HOMILY
This gospel continues St Luke’s reflections on just what it means to be a disciple of Christ.
The word ‘disciple’ literally means a ‘learner’, one who learns from someone else.
In our experience, so much of learning has been a matter of changing our minds, coming to think as others think, know what they know. But to be a disciple of Christ, that is not nearly enough. For a Christian, discipleship is infinitely more than accepting as true a set of teachings or accepting as normative a particular ethic, a set of do’s and don’ts. It must first be a matter of what that person is at the core, the root.
That is part of what it means to be, as St Paul puts it in today’s reading, a new creation. Those values that have been central in a person’s life, against which other values are measured, can no longer be so, not for a disciple.
Those who are sent by Christ are new creatures, truly recreated in him. They are creatures whose lives are centred around different truths, different values than ever before, creatures who strive for different goals and bring to bear on their mission a whole set of powers.

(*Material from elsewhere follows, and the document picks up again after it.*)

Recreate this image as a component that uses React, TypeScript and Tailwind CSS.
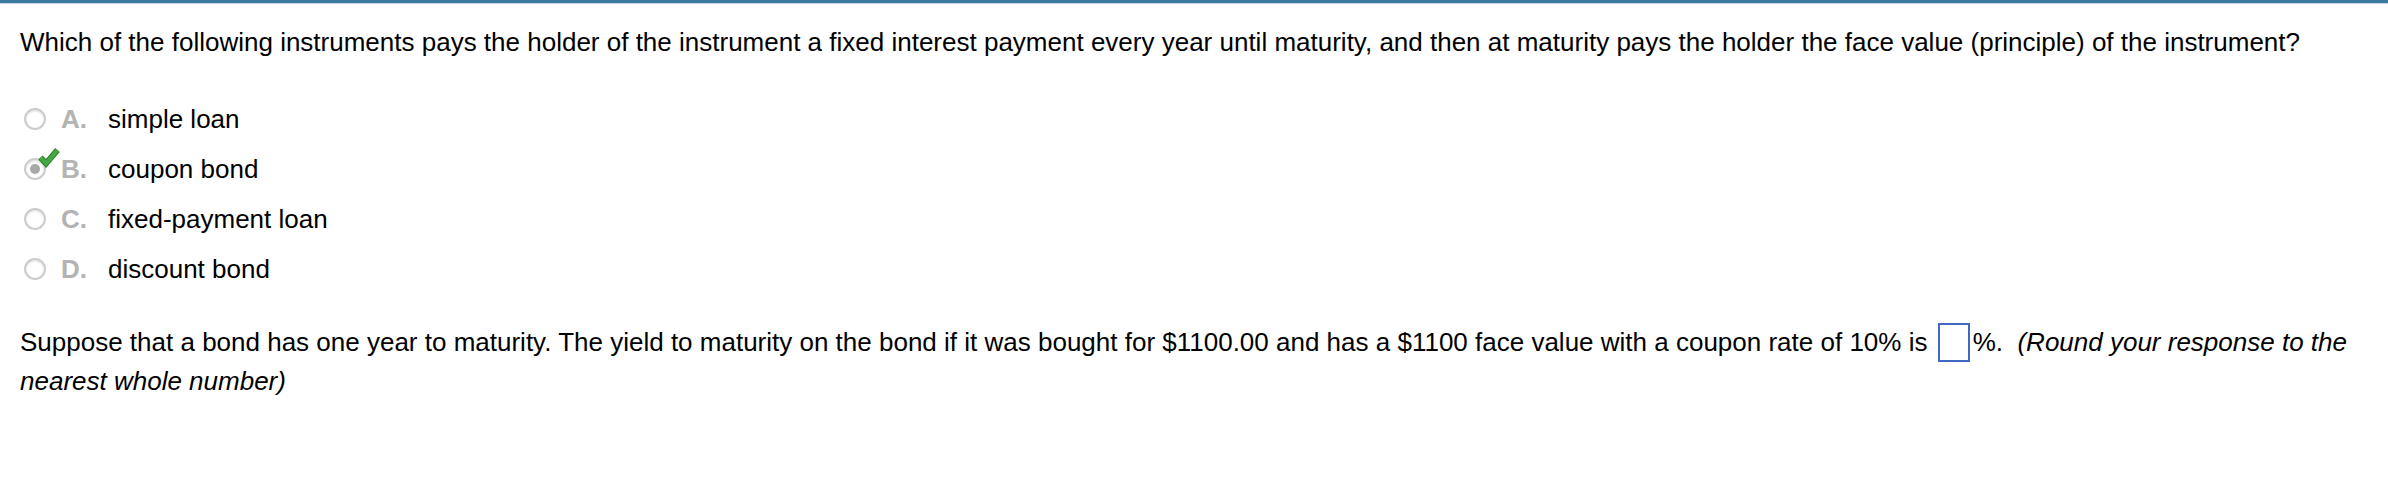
import React from "react";

const options = [
  { letter: "A.", text: "simple loan", selected: false },
  { letter: "B.", text: "coupon bond", selected: true },
  { letter: "C.", text: "fixed-payment loan", selected: false },
  { letter: "D.", text: "discount bond", selected: false },
];

function Radio({ selected }: { selected: boolean }) {
  return (
    <span className="relative inline-flex w-[22px] h-[22px] shrink-0 items-center justify-center rounded-full border-2 border-[#cccccc] bg-white shadow-[inset_0_1px_2px_rgba(0,0,0,0.15)]">
      {selected && <span className="block w-[10px] h-[10px] rounded-full bg-[#a9a9a9]" />}
      {selected && (
        <svg
          className="absolute left-[12px] top-[-13px]"
          width="22"
          height="21"
          viewBox="0 0 22 21"
        >
          <path
            d="M2.5 10.5 L8 16.5 L19.5 3"
            fill="none"
            stroke="#2f7f2f"
            strokeWidth="6"
            strokeLinejoin="miter"
          />
          <path
            d="M2.5 10.5 L8 16.5 L19.5 3"
            fill="none"
            stroke="#45a845"
            strokeWidth="4"
            strokeLinejoin="miter"
          />
        </svg>
      )}
    </span>
  );
}

export default function App() {
  return (
    <div className="w-full min-h-[498px] bg-white text-black font-['Liberation_Sans',Arial,sans-serif]">
      <div className="h-[3px] bg-[#3b79a0]" />
      <div className="h-[1px] bg-[#c9d5e0]" />
      <div className="pl-[20px] pr-[12px]">
        <p className="mt-[19px] text-[26px] leading-[38px]">
          Which of the following instruments pays the holder of the instrument a fixed interest payment every year until maturity, and then at maturity pays the holder the face value (principle) of the instrument?
        </p>
        <div className="mt-[33px] flex flex-col">
          {options.map((o) => (
            <div key={o.letter} className="flex h-[50px] items-center pl-[4px] text-[26px] leading-[50px]">
              <Radio selected={o.selected} />
              <span className="ml-[15px] w-[47px] shrink-0 font-bold text-[#b3b3b3]">{o.letter}</span>
              <span>{o.text}</span>
            </div>
          ))}
        </div>
        <p className="mt-[29px] text-[26px] leading-[38px]">
          Suppose that a bond has one year to maturity. The yield to maturity on the bond if it was bought for $1100.00 and has a $1100 face value with a coupon rate of 10% is{" "}
          <span className="ml-[3px] mr-[3px] inline-block w-[32px] h-[39px] align-[-11px] border-2 border-[#4169c2] bg-white" />
          %.{"\u00a0\u00a0"}
          <i>(Round your response to the nearest whole number)</i>
        </p>
      </div>
    </div>
  );
}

So, a disciple, sent by Christ into the world, is necessarily being sent as a pilgrim, not as a resident. A disciple is not completely at home in the world, not completely comfortable.
The message that disciples are to bring to the world is laid out for us as well. The first thing we are to say to the world is “peace.”
The word in Hebrew, the word Christ used, is Shalom, and it is a rich word indeed. It means a great deal more than simply an absence of conflict. Shalom literally means “wholeness, completeness.” As one writer put it, peace in the Scripture means the expansion of the Spirit, the free, uncluttered growth of the person, in harmony with the growth of others.
So, the blessing of peace offered by the disciples is not at all a guarantee of freedom from conflict. Far from it. But it certainly is a promise that that conflict too is ultimately unimportant. It can’t harm us, it can’t prevent that expansion of the Spirit, that growth of the person. Those who accept the peace of Christ can and frequently will be inconvenienced, thwarted, even as Paul puts it, abused. But they can’t be damaged. For a disciple, the world is no longer a dangerous place.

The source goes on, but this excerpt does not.